Orion in the context of compressed-liner fusion *may* work but at a pinch setting off multiple low yield warheads en route with an Ir alloy pusher plate to ensure a fast intercept would be possible. I did some BOTE calculations suggesting a berkelium enrichment reactor based on one from a nuclear submarine would permit warheads to be made about once ever 2.5 days with a "Coke can" sized pulse unit and external pulsed laser based trigger for safety with 5*100MT warheads for deflection.
Even got as far as designing one with a 90 ton yield which is the lower end of feasibility but unable to test due to entirely avoidable politics.
-
Monday 2nd March 2020 11:14 GMT MrMerrymaker
Dirty nuke myth
"If the United States gets attacked with a nuclear weapon, it won’t be from a government at all, but it will be a bunch of bad guys carrying a weapon in a suitcase or in a car or in a truck or something of that kind.

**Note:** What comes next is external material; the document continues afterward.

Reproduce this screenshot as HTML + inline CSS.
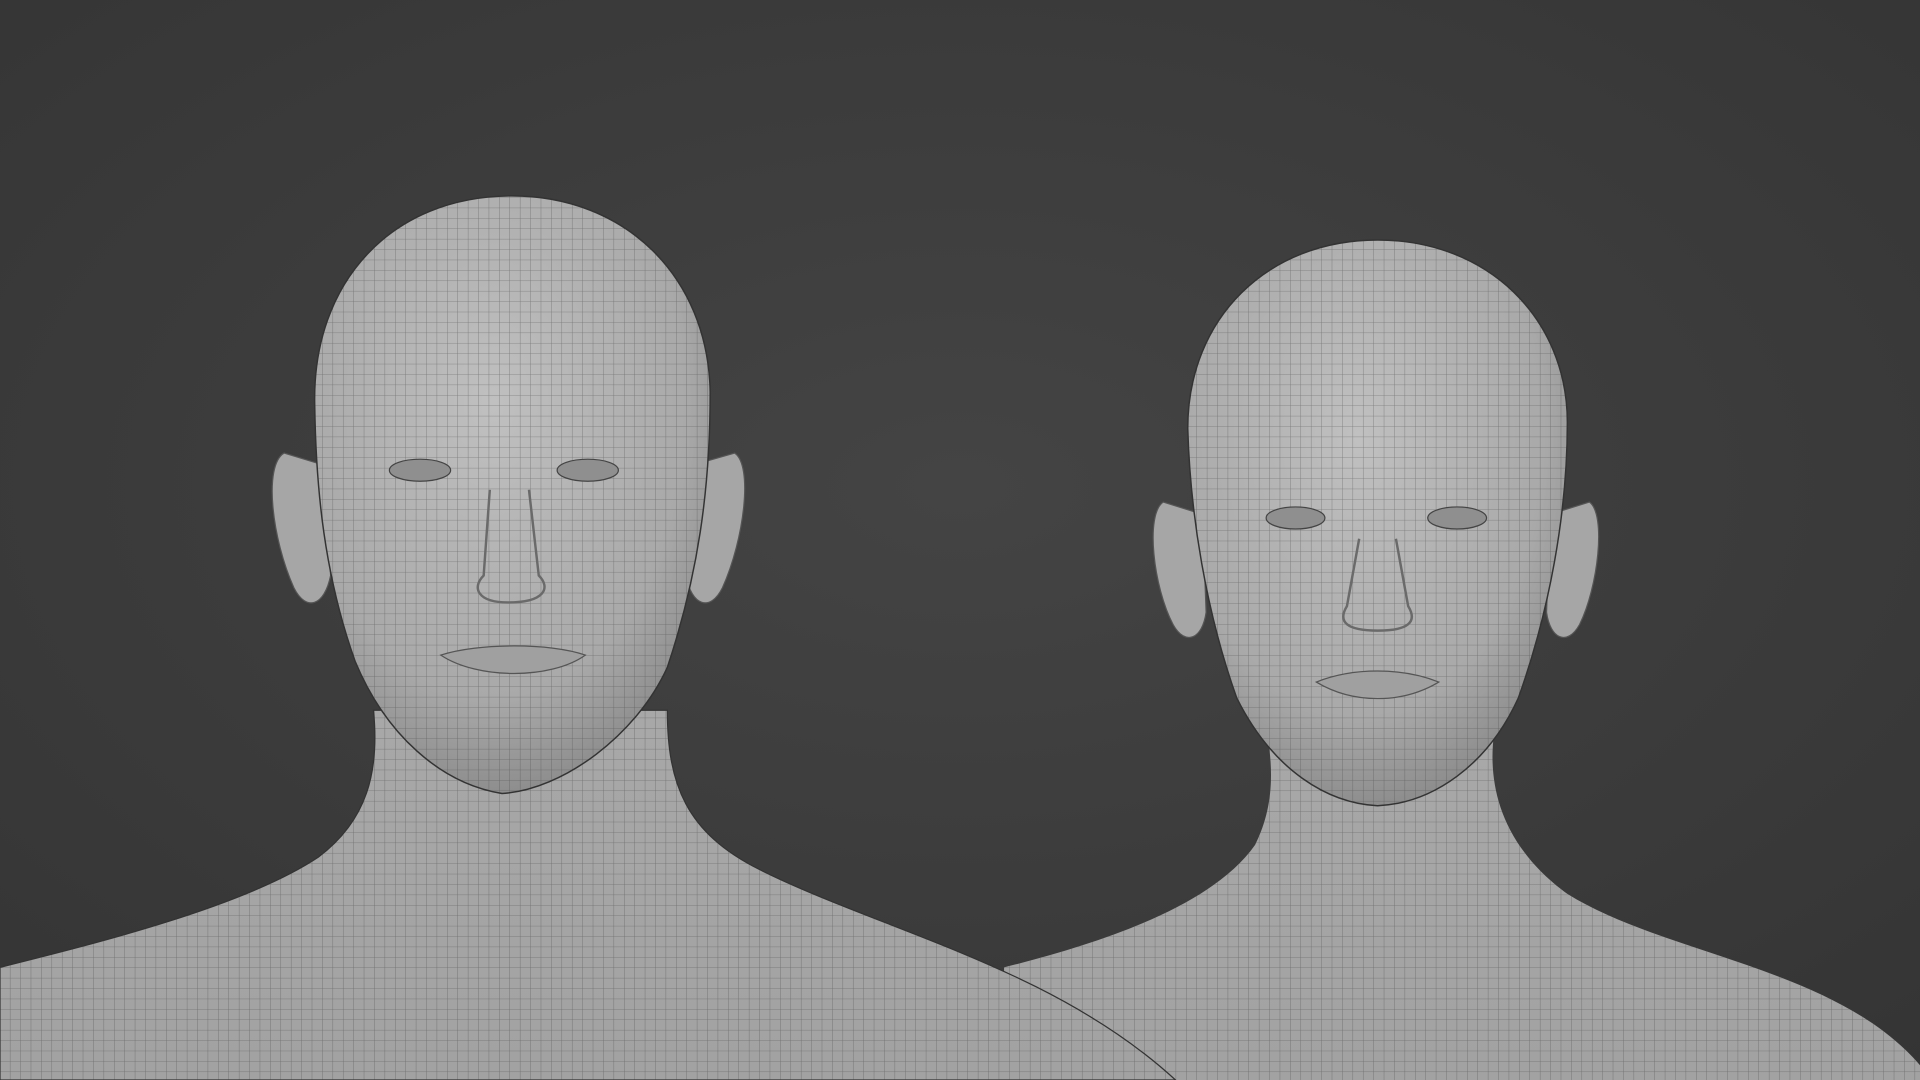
<!DOCTYPE html>
<html><head><meta charset="utf-8"><style>
html,body{margin:0;padding:0;width:1920px;height:1080px;overflow:hidden;background:#3c3c3c}
svg{display:block}
</style></head><body>
<svg width="1920" height="1080" viewBox="0 0 1568 882" preserveAspectRatio="none" xmlns="http://www.w3.org/2000/svg">
<defs>
<radialGradient id="bg" cx="50%" cy="45%" r="75%">
<stop offset="0" stop-color="#444"/><stop offset="1" stop-color="#343434"/></radialGradient>
<pattern id="grid" width="8.5" height="8.5" patternUnits="userSpaceOnUse">
<path d="M8.5 0V8.5M0 8.5H8.5" stroke="#3a3a3a" stroke-width="0.7" stroke-opacity="0.5" fill="none"/></pattern>
<radialGradient id="skin" cx="45%" cy="35%" r="70%">
<stop offset="0" stop-color="#c0c0c0"/><stop offset="0.7" stop-color="#a9a9a9"/><stop offset="1" stop-color="#858585"/></radialGradient>
<linearGradient id="body" x1="0" y1="0" x2="0" y2="1">
<stop offset="0" stop-color="#a8a8a8"/><stop offset="1" stop-color="#a2a2a2"/></linearGradient>
</defs>
<rect width="1568" height="882" fill="url(#bg)"/>

<!-- female -->
<g>
<path d="M820 790 C900 770 990 740 1025 690 C1040 660 1040 630 1035 600 L1220 600 C1215 640 1225 690 1280 730 C1360 780 1500 790 1568 870 L1568 882 L820 882 Z" fill="url(#body)"/>
<path d="M820 790 C900 770 990 740 1025 690 C1040 660 1040 630 1035 600 L1220 600 C1215 640 1225 690 1280 730 C1360 780 1500 790 1568 870 L1568 882 L820 882 Z" fill="url(#grid)"/>
<path d="M950 410 C935 420 942 480 958 510 C968 528 982 522 985 500 L982 420 Z M1298 410 C1312 420 1305 480 1290 510 C1280 528 1266 522 1263 500 L1266 420 Z" fill="#a6a6a6" stroke="#555" stroke-width="1"/>
<path d="M1125 196 C1035 196 970 260 970 350 C972 420 985 500 1010 570 C1040 630 1085 656 1125 658 C1170 656 1215 625 1240 570 C1265 500 1280 420 1280 345 C1280 260 1215 196 1125 196 Z" fill="url(#skin)"/>
<path d="M1125 196 C1035 196 970 260 970 350 C972 420 985 500 1010 570 C1040 630 1085 656 1125 658 C1170 656 1215 625 1240 570 C1265 500 1280 420 1280 345 C1280 260 1215 196 1125 196 Z" fill="url(#grid)" stroke="#333" stroke-width="1.2"/>
<ellipse cx="1058" cy="423" rx="24" ry="9" fill="#8f8f8f" stroke="#444"/>
<ellipse cx="1190" cy="423" rx="24" ry="9" fill="#8f8f8f" stroke="#444"/>
<path d="M1110 440 L1100 495 C1092 508 1100 515 1125 515 C1150 515 1158 508 1150 495 L1140 440" fill="none" stroke="#6a6a6a" stroke-width="2"/>
<path d="M1075 557 C1105 545 1145 545 1175 557 C1145 575 1105 575 1075 557 Z" fill="#a0a0a0" stroke="#555"/>
</g>

<!-- male -->
<g>
<path d="M0 790 C80 770 200 740 260 700 C300 670 310 630 305 580 L545 580 C545 640 560 680 620 710 C720 760 860 790 960 882 L0 882 Z" fill="url(#body)" stroke="#333" stroke-width="1"/>
<path d="M0 790 C80 770 200 740 260 700 C300 670 310 630 305 580 L545 580 C545 640 560 680 620 710 C720 760 860 790 960 882 L0 882 Z" fill="url(#grid)"/>
<path d="M232 370 C215 380 222 440 240 480 C250 500 265 495 270 470 L265 380 Z M600 370 C615 380 608 440 590 480 C580 500 565 495 560 470 L565 380 Z" fill="#a6a6a6" stroke="#555" stroke-width="1"/>
<path d="M418 160 C320 160 255 230 257 330 C258 400 265 470 290 540 C315 600 360 640 410 648 C460 645 520 600 545 545 C570 470 580 400 580 320 C578 225 510 160 418 160 Z" fill="url(#skin)"/>
<path d="M418 160 C320 160 255 230 257 330 C258 400 265 470 290 540 C315 600 360 640 410 648 C460 645 520 600 545 545 C570 470 580 400 580 320 C578 225 510 160 418 160 Z" fill="url(#grid)" stroke="#333" stroke-width="1.2"/>
<ellipse cx="343" cy="384" rx="25" ry="9" fill="#8f8f8f" stroke="#444"/>
<ellipse cx="480" cy="384" rx="25" ry="9" fill="#8f8f8f" stroke="#444"/>
<path d="M400 400 L395 470 C385 480 390 492 415 492 C445 492 450 480 440 470 L432 400" fill="none" stroke="#6a6a6a" stroke-width="2"/>
<path d="M360 535 C390 525 450 525 478 535 C450 555 390 555 360 535 Z" fill="#a0a0a0" stroke="#555"/>
</g>
</svg>
</body></html>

You won’t even know where it comes from. "
While I agree with the sentiment, it's a shame such a vaunted genius is perpetuating the myth of the suitcase nuke or dirty bomb.
-
Monday 2nd March 2020 11:22 GMT Trixr
Shame that his later years were somewhat less sparkling regarding his confusing and well-promoted views on climate change - a classic example of poorly informed opinions co-opted by those whose agendas the confusion supported.
But it still doesn't overshadow the amazing contributions he made to mathematics and physics for many decades.
-
Monday 2nd March 2020 12:58 GMT Anonymous Coward
Yes, it would be interesting to know where he went wrong with that. It is an unfortunately-sometime-true stereotype that old physicists tend to think they can just wade in to other fields and understand them (there's even at least one xkcd) when it turns out they can't. There are also standard mistakes physicists make when trying to understand the greenhouse effect using spherical-cow approximations, the most common (which I have made!) being 'well, there's so much CO2 already that the atmosphere is already opaque at the wavelengths it blocks, so more can't make any real difference': the first part of this is true, the second isn't.
-
-
Monday 2nd March 2020 12:07 GMT Anonymous Coward
lots of ideas not all good.
Sounds like a great guy. Shame that suitcase nuclear bomb theory has be used by the bigwigs in the pentagon as an excuse to inflict suffering on various nations over the years.
I bet the USA is still puzzling how to make its own suitcase nuclear bomb. A real one not one like those seen in every other film.
Sometimes you wonder if these paranoid specimens get mixed up one day doing their super forcasting after an nights movie viewing.
-
-
Monday 2nd March 2020 20:12 GMT Anonymous Coward
Re: lots of ideas not all good.
It was once believed that "Red Mercury" was actually a codename for lithium deuteride.
A true "suitcase" physics package would be nearly impossible but the W45 used very highly enriched materials that made its half life quite short. They were all reprocessed a long time ago.
Seems that some of the W45 components did get recycled though.